— start —

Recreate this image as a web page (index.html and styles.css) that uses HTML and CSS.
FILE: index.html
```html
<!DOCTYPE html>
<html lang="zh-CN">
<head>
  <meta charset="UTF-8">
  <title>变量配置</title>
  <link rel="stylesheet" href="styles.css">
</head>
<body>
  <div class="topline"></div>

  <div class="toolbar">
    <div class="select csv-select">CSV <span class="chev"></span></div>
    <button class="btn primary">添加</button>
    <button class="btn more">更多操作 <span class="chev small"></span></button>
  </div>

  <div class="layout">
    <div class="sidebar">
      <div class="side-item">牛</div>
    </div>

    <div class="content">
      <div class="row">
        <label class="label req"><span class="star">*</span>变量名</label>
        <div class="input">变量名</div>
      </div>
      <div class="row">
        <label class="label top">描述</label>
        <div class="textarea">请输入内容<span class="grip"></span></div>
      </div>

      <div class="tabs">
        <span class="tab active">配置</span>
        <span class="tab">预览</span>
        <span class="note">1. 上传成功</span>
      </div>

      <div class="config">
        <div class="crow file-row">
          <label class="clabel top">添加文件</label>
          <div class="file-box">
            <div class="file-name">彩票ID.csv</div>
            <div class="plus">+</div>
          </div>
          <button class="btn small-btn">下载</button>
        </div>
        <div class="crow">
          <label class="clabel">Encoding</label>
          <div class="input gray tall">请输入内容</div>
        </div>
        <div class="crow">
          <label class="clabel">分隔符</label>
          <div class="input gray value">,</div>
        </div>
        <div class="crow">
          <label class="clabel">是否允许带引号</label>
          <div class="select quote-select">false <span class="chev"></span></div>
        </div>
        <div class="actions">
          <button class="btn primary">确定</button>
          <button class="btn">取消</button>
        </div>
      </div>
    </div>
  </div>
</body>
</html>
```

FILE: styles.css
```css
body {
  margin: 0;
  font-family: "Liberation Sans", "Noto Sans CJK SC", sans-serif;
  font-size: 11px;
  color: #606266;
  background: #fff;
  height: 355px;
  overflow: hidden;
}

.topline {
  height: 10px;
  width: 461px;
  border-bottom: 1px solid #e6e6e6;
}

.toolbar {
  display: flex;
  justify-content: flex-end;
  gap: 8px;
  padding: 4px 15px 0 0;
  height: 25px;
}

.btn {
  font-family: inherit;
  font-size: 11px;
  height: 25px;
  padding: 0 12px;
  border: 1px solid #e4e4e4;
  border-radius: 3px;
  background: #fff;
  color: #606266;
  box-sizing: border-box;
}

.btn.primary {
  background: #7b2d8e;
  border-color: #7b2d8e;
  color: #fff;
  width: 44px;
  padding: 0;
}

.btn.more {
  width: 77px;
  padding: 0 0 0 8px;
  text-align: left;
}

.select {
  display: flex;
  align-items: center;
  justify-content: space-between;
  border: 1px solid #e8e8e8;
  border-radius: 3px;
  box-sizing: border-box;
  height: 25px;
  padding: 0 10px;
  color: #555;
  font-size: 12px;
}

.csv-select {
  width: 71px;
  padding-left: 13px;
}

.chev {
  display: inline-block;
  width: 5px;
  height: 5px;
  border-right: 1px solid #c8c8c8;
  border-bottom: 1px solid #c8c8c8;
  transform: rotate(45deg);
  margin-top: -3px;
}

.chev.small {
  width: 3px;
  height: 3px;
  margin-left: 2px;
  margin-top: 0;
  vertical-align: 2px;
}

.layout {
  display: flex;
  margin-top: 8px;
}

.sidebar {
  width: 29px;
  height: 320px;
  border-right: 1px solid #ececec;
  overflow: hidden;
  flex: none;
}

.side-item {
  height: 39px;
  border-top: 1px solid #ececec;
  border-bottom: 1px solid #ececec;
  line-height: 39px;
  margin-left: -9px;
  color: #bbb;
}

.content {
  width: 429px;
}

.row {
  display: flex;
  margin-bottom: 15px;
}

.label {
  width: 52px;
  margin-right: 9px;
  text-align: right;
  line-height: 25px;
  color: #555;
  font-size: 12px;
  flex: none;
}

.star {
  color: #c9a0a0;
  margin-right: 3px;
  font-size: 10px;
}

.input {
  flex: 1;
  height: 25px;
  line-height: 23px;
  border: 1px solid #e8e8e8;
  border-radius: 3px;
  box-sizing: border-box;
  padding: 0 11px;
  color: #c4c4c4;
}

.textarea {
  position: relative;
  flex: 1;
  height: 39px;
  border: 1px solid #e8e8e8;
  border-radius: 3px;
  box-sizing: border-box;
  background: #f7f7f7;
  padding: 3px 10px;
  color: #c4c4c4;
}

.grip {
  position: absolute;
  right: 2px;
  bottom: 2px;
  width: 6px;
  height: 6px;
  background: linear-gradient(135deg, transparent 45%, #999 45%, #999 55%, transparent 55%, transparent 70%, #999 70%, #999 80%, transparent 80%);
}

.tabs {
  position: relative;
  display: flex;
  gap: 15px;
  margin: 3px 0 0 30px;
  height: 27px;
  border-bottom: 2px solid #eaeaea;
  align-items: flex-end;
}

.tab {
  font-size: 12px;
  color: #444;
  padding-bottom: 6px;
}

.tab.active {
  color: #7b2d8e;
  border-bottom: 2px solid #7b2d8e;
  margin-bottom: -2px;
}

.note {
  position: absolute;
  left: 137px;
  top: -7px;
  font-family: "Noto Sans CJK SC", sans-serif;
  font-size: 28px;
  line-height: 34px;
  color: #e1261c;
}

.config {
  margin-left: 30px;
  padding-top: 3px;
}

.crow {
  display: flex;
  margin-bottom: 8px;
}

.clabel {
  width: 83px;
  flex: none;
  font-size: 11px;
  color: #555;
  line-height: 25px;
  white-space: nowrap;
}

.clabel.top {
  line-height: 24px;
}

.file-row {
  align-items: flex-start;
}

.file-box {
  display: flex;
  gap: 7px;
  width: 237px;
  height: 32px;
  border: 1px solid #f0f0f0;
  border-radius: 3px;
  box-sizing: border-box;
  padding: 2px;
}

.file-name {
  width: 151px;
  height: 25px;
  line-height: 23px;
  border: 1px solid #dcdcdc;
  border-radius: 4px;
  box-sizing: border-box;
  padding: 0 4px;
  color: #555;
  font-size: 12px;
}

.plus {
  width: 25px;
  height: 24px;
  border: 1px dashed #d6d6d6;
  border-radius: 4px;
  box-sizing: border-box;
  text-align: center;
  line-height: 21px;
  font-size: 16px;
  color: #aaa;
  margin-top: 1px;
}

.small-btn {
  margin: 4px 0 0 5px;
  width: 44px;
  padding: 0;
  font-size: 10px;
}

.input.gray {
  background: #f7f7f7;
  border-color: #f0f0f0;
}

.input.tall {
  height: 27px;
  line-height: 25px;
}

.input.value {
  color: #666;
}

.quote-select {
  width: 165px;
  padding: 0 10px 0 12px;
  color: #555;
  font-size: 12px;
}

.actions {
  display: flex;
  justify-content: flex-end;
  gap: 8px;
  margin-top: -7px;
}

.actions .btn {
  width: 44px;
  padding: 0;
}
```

— end —

What you will do: Extract every line above that contains the word "index".

Reply:
Recreate this image as a web page (index.html and styles.css) that uses HTML and CSS.
FILE: index.html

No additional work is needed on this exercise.